God loves to hear poetry, of that I'm convinced; there's a passage I've always found a little mysterious and never been able to fully apply in my life; I'm pretty sure most would concur:

And do not get drunk with wine, for that is dissipation, but be filled with the Spirit, speaking to one another in psalms and hymns and spiritual songs, singing and making melody with your heart to the Lord; always giving thanks for all things in the name of our Lord Jesus Christ to God, even the Father; and be subject to one another in the fear of Christ. --Ephesians 5:18-21


I've always been intrigued to see what a society would sound like who spoke to one another in psalms and hymns and spiritual songs. All that I can think of tends to be comical, so I'm sure my understanding is thwarted on this passage. It shows how far we are from living how God would have us live, if we can't even think to communicate with one another as He would have us do.
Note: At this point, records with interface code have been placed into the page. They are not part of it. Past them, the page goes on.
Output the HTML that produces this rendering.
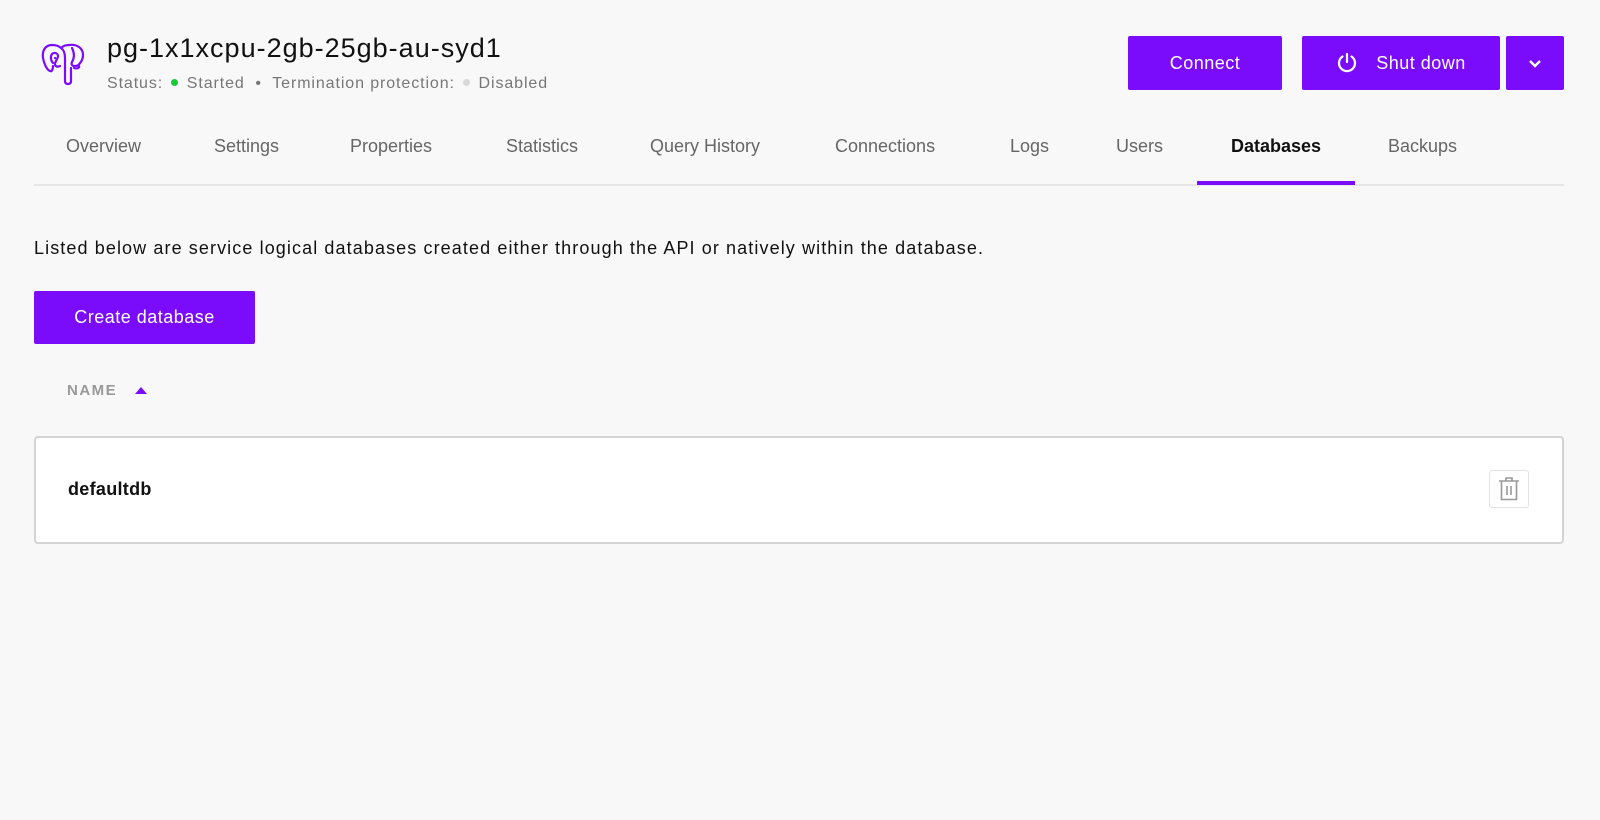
<!DOCTYPE html>
<html><head><style>
*{box-sizing:border-box;margin:0;padding:0}
body{width:1600px;height:820px;background:#f8f8f8;font-family:"Liberation Sans",sans-serif;position:relative;overflow:hidden;color:#111}
.a{position:absolute;white-space:nowrap}
.btn{position:absolute;background:#7b0cfb;color:#fff;border-radius:2px;font-size:18px;letter-spacing:0.5px;display:flex;align-items:center;justify-content:center}
.tab{position:absolute;top:136px;font-size:18px;color:#666}
</style></head><body>
<svg class="a" style="left:40px;top:41px" width="46" height="46" viewBox="0 0 46 46" fill="none" stroke="#7b0cfb" stroke-width="2.2" stroke-linecap="round" stroke-linejoin="round">
<path d="M12 4C5 4 2 10 3 17c1 6 4 12 7 13 2 1 3-2 3-5"/>
<path d="M12 4c4 0 7 1 9 3 2-2 5-3 8-3"/>
<path d="M29 4c8-1 14 3 14 10 0 5-3 9-6 11"/>
<path d="M13 22c-2-2-3-6-1-9 2-2 6-1 6 2 0 3-3 5-3 8 0 3 3 3 5 2"/>
<path d="M21 7c3 2 4 6 4 10v23c0 2 1 3 3 3s3-1 3-3V27"/>
<path d="M32 7c2 4 3 9 0 14-1 2 0 4 2 4 3 0 4-1 5 0 1 2-2 3-5 2"/>
<path d="M15 17h0.1"/>
</svg>
<div class="a" style="left:107px;top:33px;font-size:27px;letter-spacing:1px;color:#111">pg-1x1xcpu-2gb-25gb-au-syd1</div>
<div class="a" style="left:107px;top:75px;font-size:16px;letter-spacing:0.9px;color:#777">Status: <span style="display:inline-block;width:7px;height:7px;border-radius:50%;background:#1ac93a;vertical-align:2px;margin:0 3px"></span> Started &nbsp;•&nbsp; Termination protection: <span style="display:inline-block;width:7px;height:7px;border-radius:50%;background:#d8d8d8;vertical-align:2px;margin:0 3px"></span> Disabled</div>
<div class="btn" style="left:1128px;top:36px;width:154px;height:54px">Connect</div>
<div class="btn" style="left:1302px;top:36px;width:198px;height:54px"><svg width="22" height="22" viewBox="0 0 22 22" fill="none" stroke="#fff" stroke-width="2.2" stroke-linecap="round" style="margin-right:18px"><path d="M6.5 4.5a8 8 0 1 0 9 0"/><path d="M11 2v8"/></svg>Shut down</div>
<div class="btn" style="left:1506px;top:36px;width:58px;height:54px"><svg width="14" height="10" viewBox="0 0 14 10" fill="none" stroke="#fff" stroke-width="2.4"><path d="M2 3l5 5 5-5"/></svg></div>
<div class="tab" style="left:66px">Overview</div>
<div class="tab" style="left:214px">Settings</div>
<div class="tab" style="left:350px">Properties</div>
<div class="tab" style="left:506px">Statistics</div>
<div class="tab" style="left:650px">Query History</div>
<div class="tab" style="left:835px">Connections</div>
<div class="tab" style="left:1010px">Logs</div>
<div class="tab" style="left:1116px">Users</div>
<div class="tab" style="left:1231px;color:#111;font-weight:bold">Databases</div>
<div class="tab" style="left:1388px">Backups</div>
<div class="a" style="left:34px;top:184px;width:1530px;height:2px;background:#e6e6e6"></div>
<div class="a" style="left:1197px;top:181px;width:158px;height:4px;background:#7b0cfb"></div>
<div class="a" style="left:34px;top:238px;font-size:18px;letter-spacing:1.1px;color:#111">Listed below are service logical databases created either through the API or natively within the database.</div>
<div class="btn" style="left:34px;top:291px;width:221px;height:53px">Create database</div>
<div class="a" style="left:67px;top:382px;font-size:15px;font-weight:bold;color:#999;letter-spacing:1.5px">NAME</div>
<div class="a" style="left:135px;top:387px;width:0;height:0;border-left:6px solid transparent;border-right:6px solid transparent;border-bottom:7px solid #7b0cfb"></div>
<div class="a" style="left:34px;top:436px;width:1530px;height:108px;background:#fff;border:2px solid #d4d4d4;border-radius:4px"></div>
<div class="a" style="left:68px;top:479px;font-size:18px;font-weight:bold;letter-spacing:0.3px;color:#111">defaultdb</div>
<div class="a" style="left:1489px;top:470px;width:40px;height:38px;border:1px solid #e2e2e2;border-radius:3px;display:flex;align-items:center;justify-content:center">
<svg width="24" height="26" viewBox="0 0 24 26" fill="none" stroke="#999" stroke-width="1.6"><path d="M2 5h20M9 5V2h6v3M4.5 5v18.5h15V5M10 10v9M14 10v9"/></svg></div>
</body></html>
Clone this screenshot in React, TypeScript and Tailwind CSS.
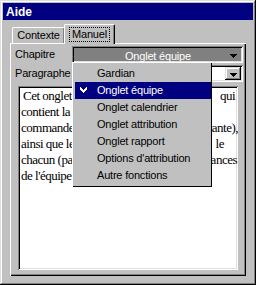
import React from "react";

const Arrow = () => (
  <svg width="7" height="4" viewBox="0 0 7 4" shapeRendering="crispEdges">
    <path d="M0 0h7v1H0zM1 1h5v1H1zM2 2h3v1H2zM3 3h1v1H3z" fill="#000" />
  </svg>
);

const Check = () => (
  <svg width="7" height="7" viewBox="0 0 7 7" shapeRendering="crispEdges">
    <path d="M6 0h1v3H6zM5 1h1v3H5zM4 2h1v3H4zM3 3h1v3H3zM2 2h1v3H2zM1 1h1v3H1zM0 0h1v3H0z" fill="#fff" />
  </svg>
);

const items = [
  "Gardian",
  "Onglet équipe",
  "Onglet calendrier",
  "Onglet attribution",
  "Onglet rapport",
  "Options d'attribution",
  "Autre fonctions",
];

export default function App() {
  return (
    <div
      className="relative w-[256px] h-[285px] bg-[#c0c0c0] p-[3px] flex flex-col shadow-[inset_-1px_-1px_0_#000,inset_1px_1px_0_#dfdfdf,inset_-2px_-2px_0_#808080,inset_2px_2px_0_#fff] text-[11px] tracking-[-0.2px] text-black"
      style={{ fontFamily: '"Liberation Sans", Arial, sans-serif' }}
    >
      <div className="h-[17px] bg-[#000080] text-white font-bold text-[12px] tracking-normal flex items-center pl-[3px]">
        Aide
      </div>

      <div className="mt-[5px] h-[18px] flex items-end pl-[9px]">
        <div className="h-[16px] w-[53px] border-l border-t border-white border-r border-r-black rounded-tl-[2px] rounded-tr-[2px] shadow-[inset_-1px_0_0_#808080] flex items-center justify-center">
          Contexte
        </div>
        <div className="relative z-10 -ml-[1px] -mb-[1px] h-[20px] w-[51px] bg-[#c0c0c0] border-l border-t border-white border-r border-r-black rounded-tl-[2px] rounded-tr-[2px] shadow-[inset_-1px_0_0_#808080] flex items-start justify-center pt-[2px]">
          <span className="border border-dotted border-black px-[2px] leading-[13px]">Manuel</span>
        </div>
      </div>

      <div className="mx-[7px] h-[233px] bg-[#c0c0c0] shadow-[inset_1px_1px_0_#fff,inset_-1px_-1px_0_#000,inset_-2px_-2px_0_#808080] pt-[3px] pl-[5px] flex flex-col">
        <div className="flex items-center h-[17px]">
          <div className="w-[57px]">Chapitre</div>
          <div className="relative w-[171px] h-[17px] bg-[#808080] shadow-[inset_1px_1px_0_#808080,inset_-1px_-1px_0_#fff,inset_2px_2px_0_#000,inset_-2px_-2px_0_#dfdfdf]">
            <div className="absolute left-[53px] top-[4px] text-white leading-[13px] whitespace-nowrap">Onglet équipe</div>
            <div className="absolute right-[2px] top-[2px] w-[16px] h-[13px] bg-[#808080] flex items-end justify-center pb-[3px]">
              <Arrow />
            </div>
          </div>
        </div>
        <div className="flex items-center h-[17px] mt-[2px]">
          <div className="w-[57px]">Paragraphe</div>
          <div className="relative w-[171px] h-[17px] bg-white shadow-[inset_1px_1px_0_#808080,inset_-1px_-1px_0_#fff,inset_2px_2px_0_#000,inset_-2px_-2px_0_#dfdfdf]">
            <div className="absolute left-[4px] top-[2px] leading-[13px]">Gardian</div>
            <div className="absolute right-[2px] top-[2px] w-[16px] h-[13px] bg-[#c0c0c0] shadow-[inset_-1px_-1px_0_#000,inset_1px_1px_0_#dfdfdf,inset_-2px_-2px_0_#808080,inset_2px_2px_0_#fff] flex items-end justify-center pb-[3px]">
              <Arrow />
            </div>
          </div>
        </div>
        <div
          className="mt-[4px] ml-[3px] w-[220px] h-[184px] bg-white shadow-[inset_1px_1px_0_#808080,inset_-1px_-1px_0_#fff,inset_2px_2px_0_#000,inset_-2px_-2px_0_#dfdfdf] pt-[2px] pl-[3px] text-[13px] leading-[16px] tracking-[-0.5px]"
          style={{ fontFamily: '"Liberation Serif", "Times New Roman", serif' }}
        >
          <div className="flex justify-between whitespace-nowrap pl-[2px] pr-[3px]">
            <span>Cet onglet présente la fenêtre</span>
            <span>qui</span>
          </div>
          <div className="whitespace-nowrap">contient la liste des joueurs et des</div>
          <div className="flex justify-between whitespace-nowrap pr-0">
            <span>commandes (passée et</span>
            <span>courante),</span>
          </div>
          <div className="flex justify-between whitespace-nowrap pr-[14px]">
            <span>ainsi que les statistiques de</span>
            <span>le</span>
          </div>
          <div className="flex justify-between whitespace-nowrap pr-[1px]">
            <span>chacun (passes, buts) et les</span>
            <span>performances</span>
          </div>
          <div className="whitespace-nowrap">de l'équipe.</div>
        </div>
      </div>

      <div className="absolute left-[72px] top-[62px] w-[140px] h-[125px] bg-[#c0c0c0] shadow-[inset_1px_1px_0_#fff,inset_-1px_-1px_0_#000] pt-[3px] pl-[3px] pr-[1px]">
        {items.map((it, i) => (
          <div
            key={it}
            className={`h-[17px] flex items-center whitespace-nowrap ${i === 1 ? "bg-[#000080] text-white" : ""}`}
          >
            <div className="w-[22px] flex pl-[5px]">{i === 1 ? <Check /> : null}</div>
            <span>{it}</span>
          </div>
        ))}
      </div>
    </div>
  );
}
The Psalms being poetic in nature, I guess when I was a child, my understanding of prayer was in a way more accurate than it has been these days. Maybe I was sort of right in being impatient with the "rambling" prayers I heard; God says to beware the use of "many words" (Mt 6:7). I'm sure He hears a lot of babbling going on, too little in the way of heartfelt prayer, too little that reflects a knowledge of the Scriptures. To babble less and pray more, pray better, pray more in line with the heart of God--that seems like it would be the result of knowing the Psalms and applying them in prayer. I wonder if there's a verse in Psalms about helping me be faithful in applying that intention.